Der Enkel und erwachsene Autor Henschel freut sich. Und wenn man diesen Familien-Treff erlebt, dann ist klar, was Henschel selbst so beschreibt:
"Ich hab einfach das Glück, dass ich aus einer Familie komme, die gerne erzählt und gerne schreibt ... auch meine eigene Produktion ... und wenn ich mal unsicher bin, was bestimmte Daten betrifft …"
Die meisten schon, wie Walter. Aber nicht alle – zwei weitere Onkel zum Beispiel:
"Ja, die konnten sich nicht befreunden, dass sie als Romanfigur verarbeitet sind."
Tante Dagmar, im Leben wie im Roman die Patentante, habe seine Schreib- und Sammelwut schon bemerkt, als er noch Kind war. Alles habe er mitgeschrieben und aufgehoben:
"Und irgendwo taucht das in seinem Roman als Zwischenkram wieder auf. Das hab ich damals überhaupt nicht eingeschätzt, ich hab gedacht‚ ach der Bubi, der schreibt doch alles auf. Der hat doch einen Knall."
"Der erste Band hat mich fasziniert"
Das denke sie jetzt nicht mehr, im Gegenteil. Sie ist froh, die Familien- und zugleich Zeitgeschichte auf diese Weise nachlesen zu können:
"Für mich ja. Für mich war es wichtig, dass das alles mal ausgesprochen und aufgearbeitet wurde. Ich hab zwar alles mitbekommen. Und seh das jetzt, wo ich älter bin, noch klarer als damals."

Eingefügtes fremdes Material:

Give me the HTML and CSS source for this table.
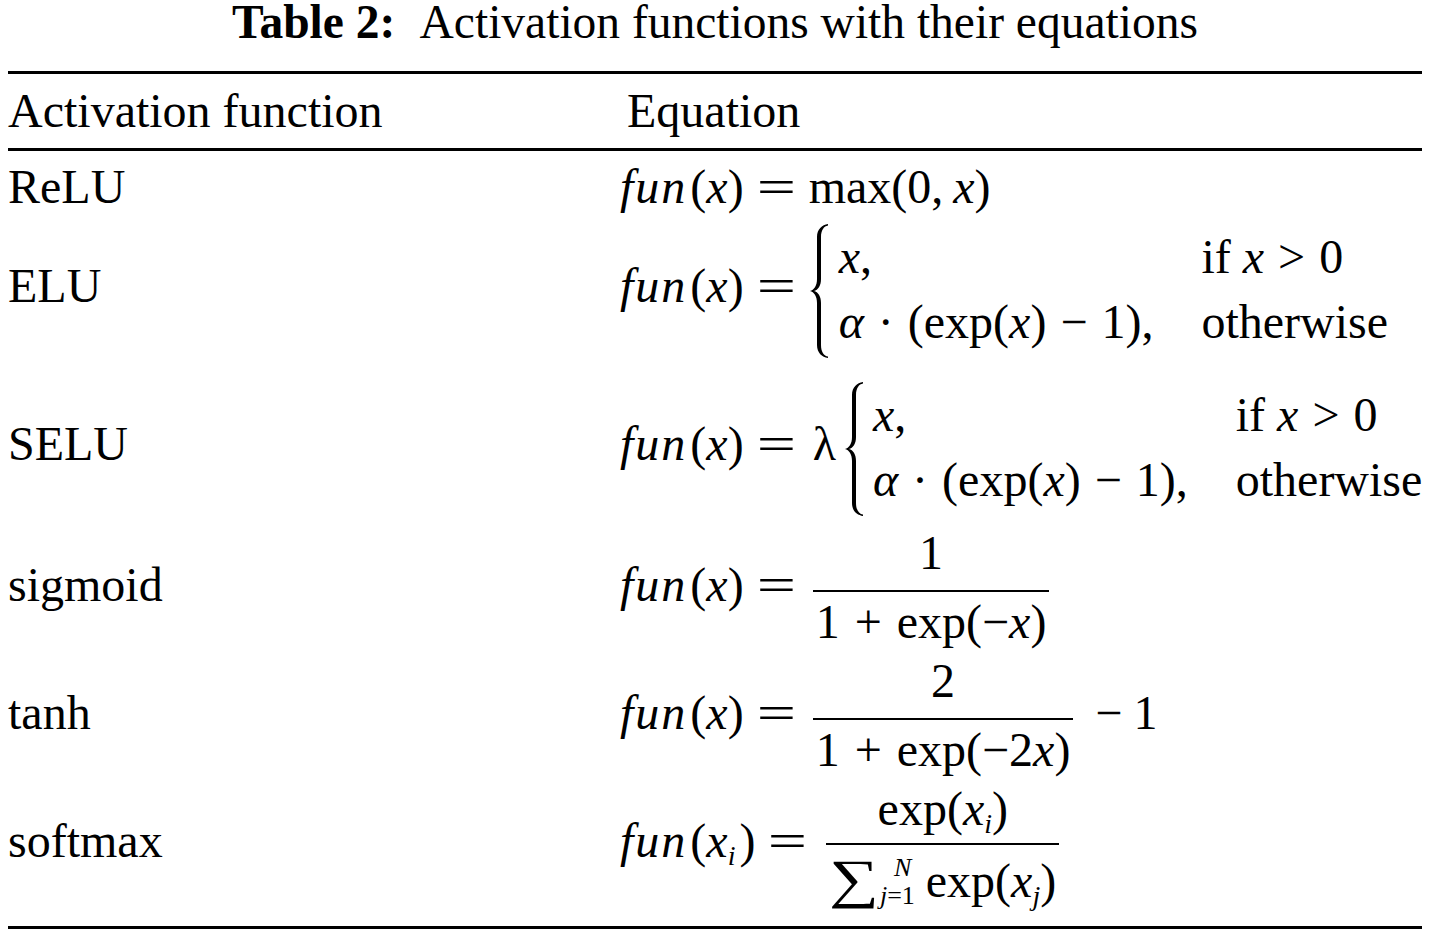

Tante Luise ist da etwas kritischer:
"Mich hat ja der erste Band hat mich fasziniert, die Liebenden ... während diese anderen jetzt alle nur Schilderungen sind, und so. Das war in dem ersten nicht, der hatte doch höheres Niveau."
Bei schwierigen oder sehr persönlichen Stellen hat sich Henschel ohnehin die Erlaubnis seiner Helden geholt.
Der Anteil an mitlesenden Familienangehörigen habe sich über die Jahre jedenfalls deutlich erhöht:
"Ja, ... was steht da jetzt noch alles drin."
Henschel ist am Ende des Künstlerromans erst im Jahr 1988 angekommen. Wenn er im selben Tempo weiterschreibt, wie bisher, wird er erst in 27 Jahren in der Gegenwart ankommen. Dann leben die meisten von denen, die bei diesem Treffen dabei waren, nur noch im Roman.